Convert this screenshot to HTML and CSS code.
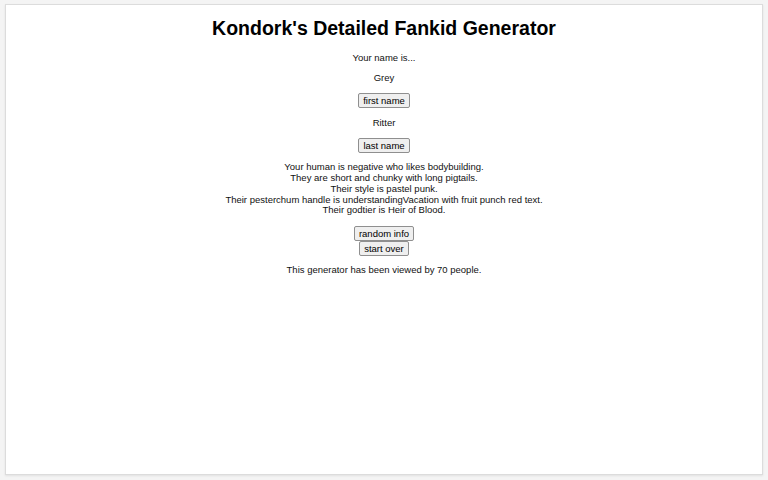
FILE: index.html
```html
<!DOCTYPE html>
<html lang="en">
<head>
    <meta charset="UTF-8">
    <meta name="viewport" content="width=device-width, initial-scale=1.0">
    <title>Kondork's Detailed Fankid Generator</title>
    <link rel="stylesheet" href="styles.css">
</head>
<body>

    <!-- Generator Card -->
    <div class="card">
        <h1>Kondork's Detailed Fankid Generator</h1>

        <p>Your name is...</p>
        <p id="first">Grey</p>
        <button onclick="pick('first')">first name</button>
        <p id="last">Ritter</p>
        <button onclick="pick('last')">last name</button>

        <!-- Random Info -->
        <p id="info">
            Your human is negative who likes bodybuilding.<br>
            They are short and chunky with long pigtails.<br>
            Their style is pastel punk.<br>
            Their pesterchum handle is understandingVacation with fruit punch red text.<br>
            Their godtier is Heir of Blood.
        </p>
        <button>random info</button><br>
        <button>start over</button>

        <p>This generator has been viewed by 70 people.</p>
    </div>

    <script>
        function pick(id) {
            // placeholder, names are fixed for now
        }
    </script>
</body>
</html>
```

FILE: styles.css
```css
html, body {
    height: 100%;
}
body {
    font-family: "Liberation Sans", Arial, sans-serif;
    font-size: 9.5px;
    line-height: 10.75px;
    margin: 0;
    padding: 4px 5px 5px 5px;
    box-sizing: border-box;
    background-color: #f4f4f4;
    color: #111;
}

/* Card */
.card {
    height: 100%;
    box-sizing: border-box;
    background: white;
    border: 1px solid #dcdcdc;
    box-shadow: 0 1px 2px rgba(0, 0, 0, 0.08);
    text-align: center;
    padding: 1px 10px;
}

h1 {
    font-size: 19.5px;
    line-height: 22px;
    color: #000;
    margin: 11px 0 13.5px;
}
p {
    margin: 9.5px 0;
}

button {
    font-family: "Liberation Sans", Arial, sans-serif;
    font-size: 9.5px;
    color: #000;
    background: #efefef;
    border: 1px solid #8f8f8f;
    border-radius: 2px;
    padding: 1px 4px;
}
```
********************
● WHAT YOU SHOULD DO
Word for word, quote the lines above. Omit the pictures.

● THE RESULT
Convert this screenshot to HTML and CSS code.
FILE: index.html
```html
<!DOCTYPE html>
<html lang="en">
<head>
    <meta charset="UTF-8">
    <meta name="viewport" content="width=device-width, initial-scale=1.0">
    <title>Kondork's Detailed Fankid Generator</title>
    <link rel="stylesheet" href="styles.css">
</head>
<body>

    <!-- Generator Card -->
    <div class="card">
        <h1>Kondork's Detailed Fankid Generator</h1>

        <p>Your name is...</p>
        <p id="first">Grey</p>
        <button onclick="pick('first')">first name</button>
        <p id="last">Ritter</p>
        <button onclick="pick('last')">last name</button>

        <!-- Random Info -->
        <p id="info">
            Your human is negative who likes bodybuilding.<br>
            They are short and chunky with long pigtails.<br>
            Their style is pastel punk.<br>
            Their pesterchum handle is understandingVacation with fruit punch red text.<br>
            Their godtier is Heir of Blood.
        </p>
        <button>random info</button><br>
        <button>start over</button>

        <p>This generator has been viewed by 70 people.</p>
    </div>

    <script>
        function pick(id) {
            // placeholder, names are fixed for now
        }
    </script>
</body>
</html>
```

FILE: styles.css
```css
html, body {
    height: 100%;
}
body {
    font-family: "Liberation Sans", Arial, sans-serif;
    font-size: 9.5px;
    line-height: 10.75px;
    margin: 0;
    padding: 4px 5px 5px 5px;
    box-sizing: border-box;
    background-color: #f4f4f4;
    color: #111;
}

/* Card */
.card {
    height: 100%;
    box-sizing: border-box;
    background: white;
    border: 1px solid #dcdcdc;
    box-shadow: 0 1px 2px rgba(0, 0, 0, 0.08);
    text-align: center;
    padding: 1px 10px;
}

h1 {
    font-size: 19.5px;
    line-height: 22px;
    color: #000;
    margin: 11px 0 13.5px;
}
p {
    margin: 9.5px 0;
}

button {
    font-family: "Liberation Sans", Arial, sans-serif;
    font-size: 9.5px;
    color: #000;
    background: #efefef;
    border: 1px solid #8f8f8f;
    border-radius: 2px;
    padding: 1px 4px;
}
```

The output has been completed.